GERTRUDE MACDONALD, Appellant, v. LA SALLE NATIONAL BANK, Conservator, et al., Appellees.

No. 34258.

Supreme Court of Illinois.

Opinion filed March 20, 1957.

Rehearing denied May 20, 1957.

*123 GERTRUDE MACDONALD, pro se, appellant.

NICHOLSON, NISEN & ELLIOTT, of Chicago, (JOHN R. NICHOLSON, and CHARLES M. NISEN, of counsel,) for appellee La Salle National Bank.

CLARENCE E. FOX, amicus curiae.

Judgment affirmed.

MR. JUSTICE HERSHEY delivered the opinion of the court:

After a jury trial in the probate court of Cook County, Gertrude Macdonald was found to be an "incompetent person," "incapable of managing and controlling her estate," and the court appointed a conservator for her, letters of conservatorship being issued on March 30, 1938, to the Metropolitan Trust Company. Seventeen years later, on May 13, 1955, she filed a petition in the same court, alleging that the court lacked jurisdiction to enter the previous order and asking that it be vacated and the successor conservator, LaSalle National Bank, be discharged. The petitioner's position was that the statute under which the court purported to act was unconstitutional.
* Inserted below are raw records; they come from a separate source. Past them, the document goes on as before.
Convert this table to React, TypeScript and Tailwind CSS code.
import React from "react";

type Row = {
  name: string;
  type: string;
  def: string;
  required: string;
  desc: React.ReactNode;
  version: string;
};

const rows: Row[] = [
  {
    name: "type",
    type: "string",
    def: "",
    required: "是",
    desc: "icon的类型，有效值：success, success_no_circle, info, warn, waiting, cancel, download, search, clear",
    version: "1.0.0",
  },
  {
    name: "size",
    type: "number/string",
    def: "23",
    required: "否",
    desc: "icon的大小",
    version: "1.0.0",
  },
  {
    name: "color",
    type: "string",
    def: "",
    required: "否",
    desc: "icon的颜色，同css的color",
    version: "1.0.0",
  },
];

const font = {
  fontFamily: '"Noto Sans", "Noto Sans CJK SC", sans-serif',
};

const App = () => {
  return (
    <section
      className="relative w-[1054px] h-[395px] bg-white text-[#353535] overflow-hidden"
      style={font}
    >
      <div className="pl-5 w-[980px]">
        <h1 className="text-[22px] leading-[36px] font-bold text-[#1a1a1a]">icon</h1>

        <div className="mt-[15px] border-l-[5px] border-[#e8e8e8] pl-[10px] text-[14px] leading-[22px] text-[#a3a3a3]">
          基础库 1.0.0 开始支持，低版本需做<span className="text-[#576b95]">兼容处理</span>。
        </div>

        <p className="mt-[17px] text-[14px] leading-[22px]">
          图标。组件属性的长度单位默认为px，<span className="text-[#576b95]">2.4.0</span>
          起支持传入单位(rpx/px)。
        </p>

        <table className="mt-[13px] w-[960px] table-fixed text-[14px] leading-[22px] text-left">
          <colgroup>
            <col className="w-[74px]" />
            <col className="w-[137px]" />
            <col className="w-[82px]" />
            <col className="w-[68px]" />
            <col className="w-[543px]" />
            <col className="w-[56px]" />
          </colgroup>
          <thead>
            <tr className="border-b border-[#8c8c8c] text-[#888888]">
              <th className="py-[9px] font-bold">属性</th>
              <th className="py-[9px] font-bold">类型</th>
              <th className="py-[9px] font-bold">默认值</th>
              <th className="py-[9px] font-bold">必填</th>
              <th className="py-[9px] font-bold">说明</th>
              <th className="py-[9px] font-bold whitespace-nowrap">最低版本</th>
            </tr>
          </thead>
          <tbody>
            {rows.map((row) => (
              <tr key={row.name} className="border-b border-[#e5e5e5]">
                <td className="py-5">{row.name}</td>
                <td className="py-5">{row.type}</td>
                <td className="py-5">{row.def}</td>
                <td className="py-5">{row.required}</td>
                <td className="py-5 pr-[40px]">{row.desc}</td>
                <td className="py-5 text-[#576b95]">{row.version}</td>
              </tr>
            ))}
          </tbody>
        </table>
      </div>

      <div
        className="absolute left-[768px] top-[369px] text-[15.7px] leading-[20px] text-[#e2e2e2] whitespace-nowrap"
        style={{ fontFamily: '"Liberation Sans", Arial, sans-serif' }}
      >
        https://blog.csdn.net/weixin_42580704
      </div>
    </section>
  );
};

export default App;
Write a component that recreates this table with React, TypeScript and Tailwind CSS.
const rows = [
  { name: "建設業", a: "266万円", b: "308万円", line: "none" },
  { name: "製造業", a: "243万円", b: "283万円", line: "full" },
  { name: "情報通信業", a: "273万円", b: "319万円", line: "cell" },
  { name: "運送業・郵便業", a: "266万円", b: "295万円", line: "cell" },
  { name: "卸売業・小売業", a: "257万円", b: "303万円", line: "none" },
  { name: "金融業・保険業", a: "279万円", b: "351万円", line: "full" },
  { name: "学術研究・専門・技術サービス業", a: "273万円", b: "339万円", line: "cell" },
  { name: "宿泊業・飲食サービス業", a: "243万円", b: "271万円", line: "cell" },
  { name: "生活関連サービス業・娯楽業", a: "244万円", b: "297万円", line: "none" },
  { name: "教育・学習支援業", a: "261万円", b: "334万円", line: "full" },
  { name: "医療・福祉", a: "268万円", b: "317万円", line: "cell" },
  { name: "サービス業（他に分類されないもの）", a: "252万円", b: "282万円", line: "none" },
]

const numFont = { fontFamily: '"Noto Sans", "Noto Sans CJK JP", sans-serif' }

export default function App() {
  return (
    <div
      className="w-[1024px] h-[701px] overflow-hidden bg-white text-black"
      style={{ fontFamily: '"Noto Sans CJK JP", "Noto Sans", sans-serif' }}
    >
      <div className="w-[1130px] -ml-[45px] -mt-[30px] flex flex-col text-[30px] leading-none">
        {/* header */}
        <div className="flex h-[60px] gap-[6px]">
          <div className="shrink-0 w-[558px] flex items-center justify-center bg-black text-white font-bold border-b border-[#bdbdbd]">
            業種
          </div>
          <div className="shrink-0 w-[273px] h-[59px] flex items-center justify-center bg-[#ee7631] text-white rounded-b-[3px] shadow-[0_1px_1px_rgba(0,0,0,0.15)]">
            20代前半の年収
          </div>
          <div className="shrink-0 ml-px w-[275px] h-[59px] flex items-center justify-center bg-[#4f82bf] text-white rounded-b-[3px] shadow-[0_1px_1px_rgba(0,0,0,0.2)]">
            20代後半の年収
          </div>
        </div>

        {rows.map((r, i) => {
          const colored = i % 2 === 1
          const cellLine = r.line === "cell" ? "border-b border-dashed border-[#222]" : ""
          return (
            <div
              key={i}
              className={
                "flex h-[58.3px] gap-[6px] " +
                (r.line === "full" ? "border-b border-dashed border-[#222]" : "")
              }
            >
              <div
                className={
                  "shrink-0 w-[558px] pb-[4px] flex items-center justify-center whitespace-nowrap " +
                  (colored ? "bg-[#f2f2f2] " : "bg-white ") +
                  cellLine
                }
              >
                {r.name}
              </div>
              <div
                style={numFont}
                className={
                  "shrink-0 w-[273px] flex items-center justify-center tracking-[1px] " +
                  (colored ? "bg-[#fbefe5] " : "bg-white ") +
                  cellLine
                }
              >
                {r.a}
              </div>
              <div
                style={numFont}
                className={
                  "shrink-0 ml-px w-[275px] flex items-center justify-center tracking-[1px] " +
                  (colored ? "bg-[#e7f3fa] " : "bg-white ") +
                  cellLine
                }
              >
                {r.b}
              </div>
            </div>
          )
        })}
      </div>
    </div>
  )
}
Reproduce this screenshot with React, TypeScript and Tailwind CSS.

The probate court dismissed the petition. On appeal to the circuit court, the petition was again dismissed. The appeal comes directly to this court on the theory that a constitutional question is involved.

That part of the general statute relating to the appointment of conservators to which the petitioner directs her attack reads as follows: "The word `incompetent', as used in this Act, shall include every person who by reason of any mental or physical incapacity or incompetency is incapable of managing and caring for his estate." (Ill. Rev. Stat., 1937, chap. 86, par. 53.) She asserts that this provision authorizes the appointment of a conservator for one *124 who is only "physically" incompetent, and is therefore violative of the due-process clauses of the Federal and Illinois constitutions.

In our opinion, the petitioner is not entitled to prevail, because (1) there is nothing to show that the probate court interpreted or applied the statute in the manner alleged, and (2) the statute, properly construed, is constitutionally valid.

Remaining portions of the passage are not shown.